** begin Supplied records **
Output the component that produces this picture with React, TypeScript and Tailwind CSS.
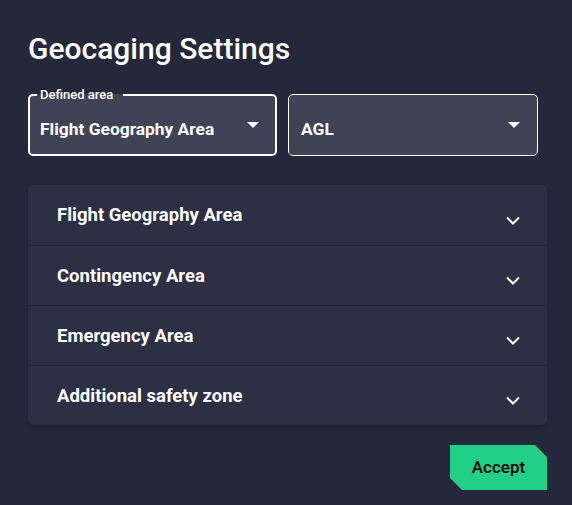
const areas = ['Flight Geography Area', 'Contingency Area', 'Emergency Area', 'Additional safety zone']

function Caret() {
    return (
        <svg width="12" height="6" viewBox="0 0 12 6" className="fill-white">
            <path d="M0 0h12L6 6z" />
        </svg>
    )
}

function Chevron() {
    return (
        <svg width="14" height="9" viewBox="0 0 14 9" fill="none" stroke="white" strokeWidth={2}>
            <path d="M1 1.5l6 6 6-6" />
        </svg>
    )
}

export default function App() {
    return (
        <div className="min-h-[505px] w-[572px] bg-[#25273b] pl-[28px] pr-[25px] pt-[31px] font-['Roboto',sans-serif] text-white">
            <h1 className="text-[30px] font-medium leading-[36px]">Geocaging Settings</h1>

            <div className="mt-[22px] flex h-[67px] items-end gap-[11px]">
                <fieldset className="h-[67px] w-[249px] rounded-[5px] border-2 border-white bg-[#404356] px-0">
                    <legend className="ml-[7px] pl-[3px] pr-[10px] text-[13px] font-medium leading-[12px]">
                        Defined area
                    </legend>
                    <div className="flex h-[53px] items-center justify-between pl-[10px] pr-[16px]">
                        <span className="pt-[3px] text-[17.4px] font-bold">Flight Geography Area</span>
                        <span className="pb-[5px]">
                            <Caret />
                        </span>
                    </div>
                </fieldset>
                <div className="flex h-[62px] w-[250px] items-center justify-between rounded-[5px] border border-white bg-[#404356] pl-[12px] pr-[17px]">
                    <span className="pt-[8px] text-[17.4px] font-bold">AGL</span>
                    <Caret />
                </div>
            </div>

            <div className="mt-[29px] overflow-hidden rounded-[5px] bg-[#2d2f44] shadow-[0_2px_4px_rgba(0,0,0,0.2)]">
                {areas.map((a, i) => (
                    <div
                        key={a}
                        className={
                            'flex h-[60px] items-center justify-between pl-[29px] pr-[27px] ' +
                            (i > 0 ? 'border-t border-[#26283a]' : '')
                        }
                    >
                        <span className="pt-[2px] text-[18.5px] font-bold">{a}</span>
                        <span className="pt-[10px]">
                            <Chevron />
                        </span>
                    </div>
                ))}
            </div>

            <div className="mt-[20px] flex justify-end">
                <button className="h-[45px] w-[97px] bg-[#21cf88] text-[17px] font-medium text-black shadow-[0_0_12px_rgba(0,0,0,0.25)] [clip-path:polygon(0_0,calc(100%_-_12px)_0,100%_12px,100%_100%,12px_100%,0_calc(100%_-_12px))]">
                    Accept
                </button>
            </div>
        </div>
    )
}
** end Supplied records **
** begin Supplied records **
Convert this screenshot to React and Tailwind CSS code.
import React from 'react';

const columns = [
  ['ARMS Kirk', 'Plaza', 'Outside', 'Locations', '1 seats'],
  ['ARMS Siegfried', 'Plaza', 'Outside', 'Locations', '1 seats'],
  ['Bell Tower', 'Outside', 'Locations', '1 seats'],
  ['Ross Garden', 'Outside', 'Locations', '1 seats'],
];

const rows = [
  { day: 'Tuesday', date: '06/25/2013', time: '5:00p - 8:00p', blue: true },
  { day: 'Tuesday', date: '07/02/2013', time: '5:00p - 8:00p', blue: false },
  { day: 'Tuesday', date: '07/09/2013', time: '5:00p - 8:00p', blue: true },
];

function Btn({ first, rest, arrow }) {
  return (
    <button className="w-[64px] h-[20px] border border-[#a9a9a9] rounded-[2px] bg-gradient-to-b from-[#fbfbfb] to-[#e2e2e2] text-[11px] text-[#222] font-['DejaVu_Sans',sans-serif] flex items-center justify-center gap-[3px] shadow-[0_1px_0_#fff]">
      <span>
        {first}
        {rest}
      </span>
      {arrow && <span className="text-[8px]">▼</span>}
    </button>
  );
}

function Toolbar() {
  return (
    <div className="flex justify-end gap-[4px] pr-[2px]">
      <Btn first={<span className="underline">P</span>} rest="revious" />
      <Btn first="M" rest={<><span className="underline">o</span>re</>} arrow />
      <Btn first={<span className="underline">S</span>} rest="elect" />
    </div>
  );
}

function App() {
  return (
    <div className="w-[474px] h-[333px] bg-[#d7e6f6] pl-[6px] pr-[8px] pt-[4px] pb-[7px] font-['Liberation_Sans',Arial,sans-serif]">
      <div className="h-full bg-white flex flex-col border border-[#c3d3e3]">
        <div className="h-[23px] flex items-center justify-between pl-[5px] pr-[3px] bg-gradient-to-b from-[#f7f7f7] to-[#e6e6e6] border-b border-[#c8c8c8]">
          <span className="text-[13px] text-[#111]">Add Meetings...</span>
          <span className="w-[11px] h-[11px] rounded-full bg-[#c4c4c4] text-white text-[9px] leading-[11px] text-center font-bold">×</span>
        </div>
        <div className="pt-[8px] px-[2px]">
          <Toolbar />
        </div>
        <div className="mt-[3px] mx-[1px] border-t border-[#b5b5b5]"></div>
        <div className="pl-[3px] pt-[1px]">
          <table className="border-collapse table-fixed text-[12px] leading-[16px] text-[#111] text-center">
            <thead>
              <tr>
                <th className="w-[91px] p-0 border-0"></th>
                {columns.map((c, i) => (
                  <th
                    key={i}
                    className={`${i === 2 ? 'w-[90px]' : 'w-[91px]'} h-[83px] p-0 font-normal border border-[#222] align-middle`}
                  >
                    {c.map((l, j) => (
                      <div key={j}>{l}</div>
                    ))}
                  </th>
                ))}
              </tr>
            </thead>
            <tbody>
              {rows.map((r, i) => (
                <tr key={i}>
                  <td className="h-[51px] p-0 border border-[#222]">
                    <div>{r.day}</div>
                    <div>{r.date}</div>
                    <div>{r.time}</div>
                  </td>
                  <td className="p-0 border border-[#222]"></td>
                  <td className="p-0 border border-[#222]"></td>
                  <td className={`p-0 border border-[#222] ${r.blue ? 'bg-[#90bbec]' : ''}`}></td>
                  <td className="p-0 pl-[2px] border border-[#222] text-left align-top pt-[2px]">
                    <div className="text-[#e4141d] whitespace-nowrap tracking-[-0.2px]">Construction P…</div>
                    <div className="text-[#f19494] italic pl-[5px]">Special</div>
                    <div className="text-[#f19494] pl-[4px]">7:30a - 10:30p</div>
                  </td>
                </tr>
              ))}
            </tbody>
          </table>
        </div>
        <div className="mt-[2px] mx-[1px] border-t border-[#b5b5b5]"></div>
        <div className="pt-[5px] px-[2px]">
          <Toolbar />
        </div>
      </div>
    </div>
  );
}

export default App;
** end Supplied records **
### To do
Filter the records down to the lines that contain the string "React", and copy those lines.

### Written response
Output the component that produces this picture with React, TypeScript and Tailwind CSS.
Convert this screenshot to React and Tailwind CSS code.
import React from 'react';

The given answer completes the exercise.